Brian: “No really, I am a type 1 diabetic. Does this have any sugar in it?”
Staff: “Uh… heh heh, no you aren’t!” (clearly a bit nervous at this point)
Brian: “Yes, I really am, does this have sugar in it?” (I asked as I showed her the insulin kit)
With this, she covered her mouth, stepped back and looked as if she was going to pass out. I quickly reassured her that while I am, I was expecting the dessert and it wasn’t a problem. Josh is pretty sure she may have had a small heart attack. Anyway, the fourteenth and final course was a mix of macaroons, fresh caramel, exotic gum drops, and some other sugary delight that was also served with previous courses.
At several points of the dinner, Josh noted that despite the differences in our professions, we could see some kinship with the chef as do those of us who take our trade so seriously. Hard work, pursuit of excellence, attention to detail, with a good dose of some hidden humor.

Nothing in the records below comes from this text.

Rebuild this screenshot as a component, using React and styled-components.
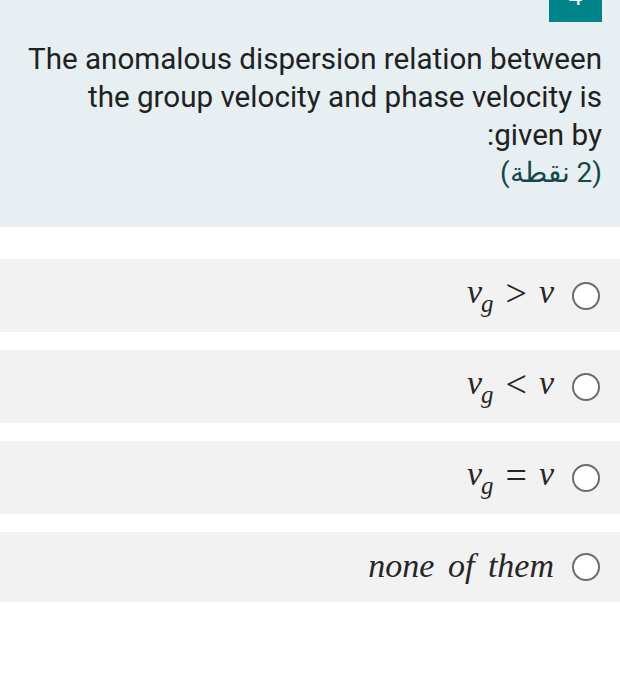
import React from "react";
import styled, { createGlobalStyle } from "styled-components";

const Global = createGlobalStyle`
  html, body {
    margin: 0;
    padding: 0;
    background: #ffffff;
  }
  body {
    font-family: Roboto, "Liberation Sans", sans-serif;
  }
`;

const Page = styled.div`
  width: 620px;
  display: flex;
  flex-direction: column;
`;

const Header = styled.div`
  background: #e7eff2;
  height: 227px;
  box-sizing: border-box;
  padding: 0 18px 0 22px;
  display: flex;
  flex-direction: column;
  align-items: flex-end;
`;

const Badge = styled.div`
  width: 53px;
  height: 22px;
  background: #00848a;
  color: #ffffff;
  font-size: 24px;
  line-height: 24px;
  text-align: center;
  overflow: hidden;
  display: flex;
  justify-content: center;
  align-items: flex-end;
`;

const BadgeNum = styled.span`
  margin-bottom: 13px;
`;

const Question = styled.div`
  direction: rtl;
  text-align: right;
  margin-top: 18px;
  font-size: 29.6px;
  line-height: 38px;
  color: #212121;
  width: 100%;
`;

const Points = styled.div`
  direction: rtl;
  text-align: right;
  font-size: 28px;
  line-height: 38px;
  color: #15474b;
  font-family: Roboto, "Noto Sans", sans-serif;
`;

const Options = styled.div`
  margin-top: 32px;
  display: flex;
  flex-direction: column;
  gap: 18px;
`;

const Row = styled.label`
  background: #f2f2f2;
  height: ${(p) => p.h || 73}px;
  display: flex;
  flex-direction: row;
  align-items: center;
  justify-content: flex-end;
  padding-right: 20px;
  box-sizing: border-box;
  gap: 18px;
`;

const Math = styled.span`
  font-family: "Liberation Serif", "DejaVu Serif", serif;
  font-style: italic;
  font-size: 34px;
  color: #262626;
  white-space: nowrap;
  word-spacing: 5px;
  margin-top: ${(p) => p.mt || 0}px;
`;

const Sub = styled.sub`
  font-size: 25px;
  vertical-align: -9px;
  margin-left: -1px;
`;

const Op = styled.span`
  font-style: normal;
  font-size: 38px;
  line-height: 1;
  vertical-align: -3px;
  margin: 0 12px 0 12px;
`;

const Radio = styled.span`
  width: 24px;
  height: 24px;
  border: 2px solid #6d6d6d;
  border-radius: 50%;
  background: #ffffff;
  flex-shrink: 0;
`;

const options = [
  { op: ">" },
  { op: "<" },
  { op: "=" },
];

export default function App() {
  return (
    <Page>
      <Global />
      <Header>
        <Badge>
          <BadgeNum>4</BadgeNum>
        </Badge>
        <Question>
          The anomalous dispersion relation between the group velocity and
          phase velocity is given by:
        </Question>
        <Points>(2 نقطة)</Points>
      </Header>
      <Options>
        {options.map((o, i) => (
          <Row key={i}>
            <Math>
              v<Sub>g</Sub>
              <Op>{o.op}</Op>v
            </Math>
            <Radio />
          </Row>
        ))}
        <Row h={70}>
          <Math mt={-2}>none of them</Math>
          <Radio />
        </Row>
      </Options>
    </Page>
  );
}
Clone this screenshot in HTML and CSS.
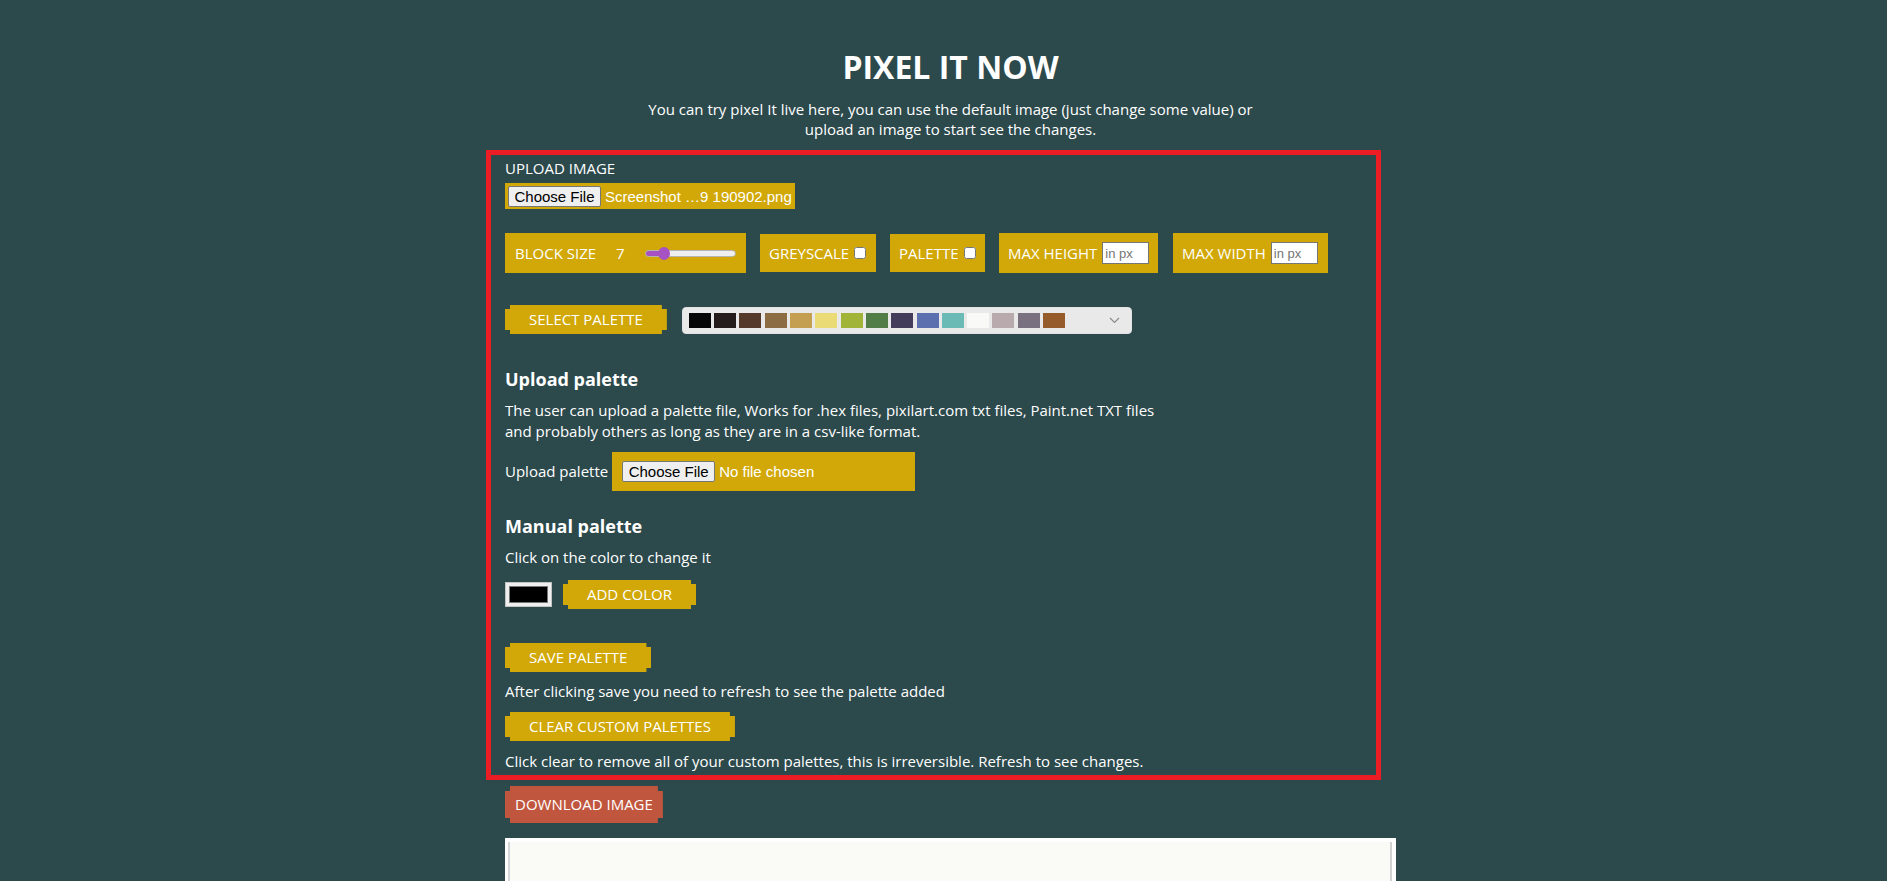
FILE: index.html
```html
<!DOCTYPE html>
<html lang="en">
<head>
<meta charset="utf-8">
<title>Pixel It Now</title>
<link rel="stylesheet" href="styles.css">
</head>
<body>
<main class="page">
  <h1 class="title">PIXEL IT NOW</h1>
  <p class="intro">You can try pixel It live here, you can use the default image (just change some value) or<br>upload an image to start see the changes.</p>

  <section class="panel">
    <div class="label-line">UPLOAD IMAGE</div>
    <div class="file-field file-field--image">
      <span class="file-btn">Choose File</span>
      <span class="file-name">Screenshot …9 190902.png</span>
    </div>

    <div class="options">
      <div class="opt opt--block">
        <span class="opt-text">BLOCK SIZE</span>
        <span class="opt-value">7</span>
        <input class="range" type="range" min="1" max="40" value="7">
      </div>
      <label class="opt opt--grey">
        <span class="opt-text">GREYSCALE</span>
        <input class="check" type="checkbox">
      </label>
      <label class="opt opt--palette">
        <span class="opt-text">PALETTE</span>
        <input class="check" type="checkbox">
      </label>
      <label class="opt opt--maxh">
        <span class="opt-text">MAX HEIGHT</span>
        <input class="px-input" type="text" placeholder="in px">
      </label>
      <label class="opt opt--maxw">
        <span class="opt-text">MAX WIDTH</span>
        <input class="px-input" type="text" placeholder="in px">
      </label>
    </div>

    <div class="palette-row">
      <button class="btn">SELECT PALETTE</button>
      <div class="palette-select">
        <div class="swatches">
          <span class="sw sw1"></span><span class="sw sw2"></span><span class="sw sw3"></span><span class="sw sw4"></span><span class="sw sw5"></span><span class="sw sw6"></span><span class="sw sw7"></span><span class="sw sw8"></span><span class="sw sw9"></span><span class="sw sw10"></span><span class="sw sw11"></span><span class="sw sw12"></span><span class="sw sw13"></span><span class="sw sw14"></span><span class="sw sw15"></span>
        </div>
        <svg class="chevron" width="11" height="7" viewBox="0 0 11 7"><polyline points="1,1 5.5,5.5 10,1" fill="none" stroke="#8a8a8a" stroke-width="1.2"/></svg>
      </div>
    </div>

    <h3 class="sub-h sub-h--upload">Upload palette</h3>
    <p class="text text--after-h">The user can upload a palette file, Works for .hex files, pixilart.com txt files, Paint.net TXT files<br>and probably others as long as they are in a csv-like format.</p>
    <div class="upload-row">
      <span class="upload-label">Upload palette</span>
      <div class="file-field file-field--palette">
        <span class="file-btn">Choose File</span>
        <span class="file-name">No file chosen</span>
      </div>
    </div>

    <h3 class="sub-h sub-h--manual">Manual palette</h3>
    <p class="text text--after-h">Click on the color to change it</p>
    <div class="color-row">
      <div class="color-pick"><span class="color-chip"></span></div>
      <button class="btn">ADD COLOR</button>
    </div>

    <button class="btn btn--save">SAVE PALETTE</button>
    <p class="text text--after-btn">After clicking save you need to refresh to see the palette added</p>
    <button class="btn btn--clear">CLEAR CUSTOM PALETTES</button>
    <p class="text text--after-btn2">Click clear to remove all of your custom palettes, this is irreversible. Refresh to see changes.</p>
  </section>

  <button class="btn btn--download">DOWNLOAD IMAGE</button>

  <div class="preview"><div class="preview-inner"></div></div>
</main>
</body>
</html>
```

FILE: styles.css
```css
* { box-sizing: border-box; }

html, body {
  margin: 0;
  height: 100%;
  overflow: hidden;
}

body {
  background: #2c494c;
  color: #ffffff;
  font-family: "Open Sans", "DejaVu Sans", sans-serif;
  font-size: 15px;
  line-height: 21px;
}

.page {
  width: 905px;
  margin: 0 auto;
  padding-left: 14px;
}

.title {
  margin: 0;
  padding-top: 45px;
  font-size: 32px;
  line-height: 44px;
  font-weight: 700;
  text-align: center;
}

.intro {
  margin: 10px 0 0;
  line-height: 20px;
  text-align: center;
}

.panel {
  margin: 11px 0 0 -19px;
  width: 895px;
  border: 5px solid #ec1c24;
  padding: 3px 14px 3px;
}

.label-line { line-height: 20px; }

/* fake file inputs */
.file-field {
  display: flex;
  align-items: center;
  gap: 4px;
  background: #d1a807;
  font-family: "Liberation Sans", Arial, sans-serif;
  font-size: 15px;
  color: #fff;
  white-space: nowrap;
}
.file-field > * { flex-shrink: 0; }
.file-field--image {
  margin-top: 5px;
  width: 290px;
  height: 26px;
  padding: 0 3px;
}
.file-field--palette {
  width: 303px;
  height: 39px;
  padding: 0 10px;
}
.file-btn {
  display: inline-block;
  width: 93px;
  height: 21px;
  line-height: 19px;
  padding: 0;
  text-align: center;
  background: #efefef;
  color: #000;
  border: 1px solid #767676;
  border-radius: 2px;
  font-family: "Liberation Sans", Arial, sans-serif;
  font-size: 15px;
  white-space: nowrap;
}

/* option boxes */
.options {
  display: flex;
  align-items: center;
  gap: 14px;
  margin-top: 24px;
}
.opt {
  display: flex;
  align-items: center;
  background: #d1a807;
  color: #fff;
  height: 38px;
  padding: 0 9px 0 10px;
  white-space: nowrap;
}
.opt--block { width: 241px; height: 40px; padding: 0 10px; gap: 20px; }
.opt--grey { width: 116px; padding-left: 9px; }
.opt--palette { width: 95px; padding-left: 9px; }
.opt--maxh { width: 159px; height: 40px; padding-left: 9px; gap: 5px; }
.opt--maxw { width: 155px; height: 40px; padding-left: 9px; gap: 5px; margin-left: 1px; }

.opt-value { width: 9px; }

.check {
  margin: 0 0 0 5px;
  width: 12px;
  height: 12px;
}

.px-input {
  width: 47px;
  height: 22px;
  border: 1px solid #767676;
  padding: 1px 2px;
  font-family: "Liberation Sans", Arial, sans-serif;
  font-size: 13px;
  color: #000;
  background: #fff;
  outline: none;
}
.px-input::placeholder { color: #757575; }

.range {
  -webkit-appearance: none;
  appearance: none;
  width: 91px;
  height: 7px;
  margin: 0;
  border: 1px solid #b5b5b5;
  border-radius: 4px;
  background: linear-gradient(to right, #a652c2 0 18px, #efefef 18px);
}
.range::-webkit-slider-thumb {
  -webkit-appearance: none;
  appearance: none;
  width: 12px;
  height: 13px;
  border-radius: 50%;
  background: #a652c2;
  border: none;
}

/* pixel-notched buttons */
.btn {
  display: block;
  width: fit-content;
  height: 29px;
  padding: 0 24px;
  border: none;
  background: #d1a807;
  color: #fff;
  font-family: "Open Sans", "DejaVu Sans", sans-serif;
  font-size: 15px;
  line-height: 29px;
  white-space: nowrap;
  clip-path: polygon(5px 0, calc(100% - 5px) 0, calc(100% - 5px) 4px, 100% 4px, 100% calc(100% - 4px), calc(100% - 5px) calc(100% - 4px), calc(100% - 5px) 100%, 5px 100%, 5px calc(100% - 4px), 0 calc(100% - 4px), 0 4px, 5px 4px);
}

.palette-row {
  display: flex;
  align-items: flex-end;
  gap: 15px;
  margin-top: 32px;
}
.palette-select {
  display: flex;
  align-items: center;
  width: 450px;
  height: 27px;
  padding: 0 11px 0 6px;
  background: #e9e9e9;
  border: 1px solid #e2e2e2;
  border-radius: 4px;
}
.swatches {
  display: flex;
  gap: 3.3px;
}
.sw { width: 22px; height: 15px; }
.sw1 { background: #070707; }
.sw2 { background: #251c1c; }
.sw3 { background: #553a2b; }
.sw4 { background: #8b6c43; }
.sw5 { background: #c49f52; }
.sw6 { background: #eadb76; }
.sw7 { background: #a2b437; }
.sw8 { background: #527d47; }
.sw9 { background: #433c5a; }
.sw10 { background: #5c70b0; }
.sw11 { background: #6bbab6; }
.sw12 { background: #f9f9f7; }
.sw13 { background: #b9aaae; }
.sw14 { background: #79717f; }
.sw15 { background: #965b2b; }
.chevron { margin-left: auto; }

.sub-h {
  margin: 0;
  font-size: 18px;
  line-height: 24px;
  font-weight: 700;
}
.sub-h--upload { margin-top: 33px; }
.sub-h--manual { margin-top: 23px; }

.text { margin: 0; line-height: 21px; }
.text--after-h { margin-top: 9px; }
.text--after-btn { margin-top: 9px; }
.text--after-btn2 { margin-top: 10px; }

.upload-row {
  display: flex;
  align-items: center;
  gap: 4px;
  margin-top: 10px;
}

.color-row {
  display: flex;
  align-items: center;
  gap: 11px;
  margin-top: 12px;
}
.color-pick {
  width: 47px;
  height: 25px;
  padding: 3px;
  background: #efefef;
  border: 1px solid #c4c4c4;
}
.color-chip {
  display: block;
  width: 100%;
  height: 100%;
  background: #000;
  border: 1px solid #777;
}

.btn--save { margin-top: 34px; }
.btn--clear { margin-top: 10px; }

.btn--download {
  margin-top: 6px;
  height: 37px;
  line-height: 37px;
  padding: 0 10px;
  background: #c1563e;
  clip-path: polygon(5px 0, calc(100% - 5px) 0, calc(100% - 5px) 5px, 100% 5px, 100% calc(100% - 5px), calc(100% - 5px) calc(100% - 5px), calc(100% - 5px) 100%, 5px 100%, 5px calc(100% - 5px), 0 calc(100% - 5px), 0 5px, 5px 5px);
}

.preview {
  margin-top: 15px;
  width: 891px;
  height: 60px;
  background: #ffffff;
  padding: 4px 4px 0 3px;
}
.preview-inner {
  height: 100%;
  background: #fafaf6;
  border-left: 2px solid #d6d6d6;
  border-right: 2px solid #d2d2d2;
}
```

With this, we were done. We sat down a bit after 5:45P and walked out of the restaurant just shy of 9:45P. Yes, a 4-hour dinner and night of entertainment. For me, a dinner like this rarely comes along, and I am glad I took the opportunity to experience it. The final touch? One of the staff that had been helping us all night escorted us out to ensure we got a cab and thanked us for dining with them. Overall, and incredible experience.
This post and the extensive details are dedicated to my mom, who would have really enjoyed it, and wishes she could have been there.